Il faut non seulement s'assurer que le plan de relance européen aille dans ce sens, mais que notre engagement budgétaire national aussi. Je pose aussi cette question, qui n'est pas provocatrice mais ouverte : sommes-nous prêts à défendre et à dégager du budget pour 2021 les 10 à 15 milliards d'euros annuels nécessaires à la rénovation thermique annuelle des logements et des bâtiments publics ? Sommes-nous prêts à réinvestir massivement dans notre réseau ferroviaire et dans le transport de fret, alors que nous faisons tout le contraire depuis vingt ans ? La décarbonation du secteur des transports passe par des investissements d'envergure, dans le réseau ferroviaire pour les mobilités du quotidien, dans des infrastructures pour les modes les plus sobres en carbone (marche, cycle).

Quant aux transports en commun, ils doivent s'accompagner d'un engagement financier de l'État à une toute autre hauteur, en lien avec les autorités organisatrices de la mobilité sur les territoires. L'accès du plus grand nombre aux transports collectifs doit aller jusqu'à leur gratuité, ce qui exige un soutien de l'État et de nouvelles recettes.

Sur la dimension de la production et de la distribution d'énergie, je partage totalement la nécessité de stopper tout soutien aux énergies fossiles et de travailler à rehausser le prix du carbone.

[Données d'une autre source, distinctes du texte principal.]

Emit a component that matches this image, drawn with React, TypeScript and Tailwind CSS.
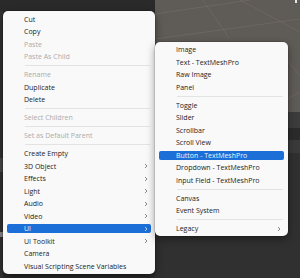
import React from "react";

type Item =
  | { kind: "sep" }
  | { kind: "item"; label: string; disabled?: boolean; sub?: boolean; active?: boolean };

const mainItems: Item[] = [
  { kind: "item", label: "Cut" },
  { kind: "item", label: "Copy" },
  { kind: "item", label: "Paste", disabled: true },
  { kind: "item", label: "Paste As Child", disabled: true },
  { kind: "sep" },
  { kind: "item", label: "Rename", disabled: true },
  { kind: "item", label: "Duplicate" },
  { kind: "item", label: "Delete" },
  { kind: "sep" },
  { kind: "item", label: "Select Children", disabled: true },
  { kind: "sep" },
  { kind: "item", label: "Set as Default Parent", disabled: true },
  { kind: "sep" },
  { kind: "item", label: "Create Empty" },
  { kind: "item", label: "3D Object", sub: true },
  { kind: "item", label: "Effects", sub: true },
  { kind: "item", label: "Light", sub: true },
  { kind: "item", label: "Audio", sub: true },
  { kind: "item", label: "Video", sub: true },
  { kind: "item", label: "UI", sub: true, active: true },
  { kind: "item", label: "UI Toolkit", sub: true },
  { kind: "item", label: "Camera" },
  { kind: "item", label: "Visual Scripting Scene Variables" },
];

const subItems: Item[] = [
  { kind: "item", label: "Image" },
  { kind: "item", label: "Text - TextMeshPro" },
  { kind: "item", label: "Raw Image" },
  { kind: "item", label: "Panel" },
  { kind: "sep" },
  { kind: "item", label: "Toggle" },
  { kind: "item", label: "Slider" },
  { kind: "item", label: "Scrollbar" },
  { kind: "item", label: "Scroll View" },
  { kind: "item", label: "Button - TextMeshPro", active: true },
  { kind: "item", label: "Dropdown - TextMeshPro" },
  { kind: "item", label: "Input Field - TextMeshPro" },
  { kind: "sep" },
  { kind: "item", label: "Canvas" },
  { kind: "item", label: "Event System" },
  { kind: "sep" },
  { kind: "item", label: "Legacy", sub: true },
];

function Chevron({ light }: { light?: boolean }) {
  return (
    <svg width="4" height="6" viewBox="0 0 4 6" className="shrink-0">
      <polyline
        points="1,1 3,3 1,5"
        fill="none"
        stroke={light ? "#dbe8fb" : "#6b6b6b"}
        strokeWidth="0.8"
      />
    </svg>
  );
}

function Menu({ items }: { items: Item[] }) {
  return (
    <div className="flex flex-col pt-[2px] pb-[1px]">
      {items.map((it, i) =>
        it.kind === "sep" ? (
          <div key={i} className="h-[5.5px] flex items-center pl-[22px] pr-[5px]">
            <div className="h-px flex-1 bg-[#e3e3e3]" />
          </div>
        ) : (
          <div key={i} className="h-[12.5px] px-[4px] flex items-center">
            <div
              className={
                "flex-1 h-[9px] rounded-[2px] flex items-center pl-[17px] pr-[3px] " +
                (it.active ? "bg-[#1b6fd6]" : "")
              }
            >
              <span
                className={
                  "flex-1 whitespace-nowrap leading-none text-[7px] " +
                  (it.active
                    ? "text-[#eaf2fd]"
                    : it.disabled
                    ? "text-[#ababab]"
                    : "text-[#1c1c1c]")
                }
              >
                {it.label}
              </span>
              {it.sub && <Chevron light={it.active} />}
            </div>
          </div>
        )
      )}
    </div>
  );
}

export default function App() {
  return (
    <div
      className="relative w-[300px] h-[278px] overflow-hidden bg-[#2f2f2f]"
      style={{ fontFamily: '"Open Sans", "Noto Sans", sans-serif' }}
    >
      {/* background editor panels */}
      <div className="flex h-full">
        <div className="w-[155px] flex flex-col bg-[#2b2b2b]">
          <div className="h-[11px] bg-[#2a2a2a]" />
          <div className="flex-1 flex">
            <div className="w-[3px] flex flex-col bg-[#333333]">
              <div className="h-[147px]" />
              <div className="h-[14px] bg-[#4a4a4a]" />
              <div className="h-[60px]" />
              <div className="h-[5px] bg-[#8a8a8a]" />
              <div className="flex-1" />
            </div>
            <div className="flex-1" />
          </div>
        </div>
        <div className="flex-1 flex flex-col">
          <div className="h-[112px] relative bg-[#5f5b56]">
            <svg width="145" height="112" viewBox="0 0 145 112" className="block">
              <g stroke="#716c66" strokeWidth="0.7" fill="none">
                <line x1="0" y1="14" x2="95" y2="0" />
                <line x1="0" y1="39" x2="145" y2="19" />
                <line x1="48" y1="0" x2="74" y2="38" />
                <line x1="85" y1="0" x2="145" y2="32" />
                <line x1="128" y1="55" x2="145" y2="76" />
                <line x1="130" y1="100" x2="145" y2="92" />
              </g>
              <rect x="140" y="0" width="2" height="3" fill="#e8e8e8" />
            </svg>
          </div>
          <div className="h-[16px] bg-[#3c3c3c]" />
          <div className="h-[12px] bg-[#2b2b2b]" />
          <div className="h-[13px] bg-[#3a3a3a]" />
          <div className="flex-1 bg-[#303030]" />
        </div>
      </div>

      {/* main context menu */}
      <div className="absolute left-[3px] top-[11px] w-[152px] rounded-[5px] bg-[#f9f9f9] shadow-[0_0_0_0.5px_rgba(0,0,0,0.25),0_3px_8px_rgba(0,0,0,0.45)]">
        <Menu items={mainItems} />
      </div>

      {/* UI submenu */}
      <div className="absolute left-[155px] top-[41.5px] w-[133px] rounded-[5px] bg-[#f9f9f9] shadow-[0_0_0_0.5px_rgba(0,0,0,0.2),0_3px_8px_rgba(0,0,0,0.4)]">
        <Menu items={subItems} />
      </div>
    </div>
  );
}
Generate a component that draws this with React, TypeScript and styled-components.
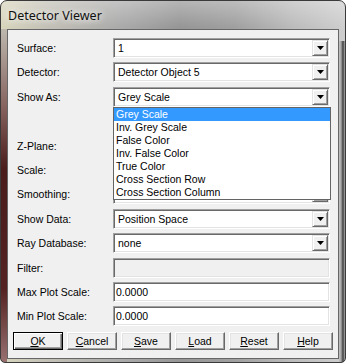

Je ne crois, en revanche, ni aux vertus intrinsèques, ni à la réactivité du seul marché pour sortir de l'impasse énergétique et climatique. Il nous faut au contraire construire de puissants outils publics nationaux et européens et en garantir les moyens. L'atteinte de la neutralité carbone à l'horizon 2050 et la baisse des émissions de 50 à 65 % d'ici 2030 (dans dix ans !) n'est pas seulement quelque chose d'important : c'est vital pour espérer contenir l'emballement climatique, respecter l'Accord de Paris et assurer un monde vivable pour les générations à venir.

Nous continuons à défendre, dans ma sensibilité politique, l'impérieuse nécessité d'une planification adossée à un pôle public de l'énergie et de l'efficacité énergétique, regroupant l'ensemble des entreprises de services publics qui produisent, transportent, stockent, distribuent, commercialisent de l'énergie ou fournissent un service énergétique. Seul un pôle public intégré sera en capacité d'assurer la trajectoire de baisse de nos consommations d'énergie finale, d'accompagner des besoins d'électrification des secteurs les plus fortement émetteurs de gaz à effet de serre comme le transport et le chauffage, de sécuriser les approvisionnements en énergie du pays, de garantir l'accès effectif à l'énergie de tous – particuliers ou entreprises – et d'assurer un développement équilibré des territoires.

Pour terminer, je souhaite tout naturellement que, dans le cadre de sa mutation écologique profonde, la Commission soit un jour en capacité de mettre de côté son bréviaire libéral pour faire ce choix de l'efficacité climatique avec un pôle public européen de l'énergie. Permettez-moi d'en douter.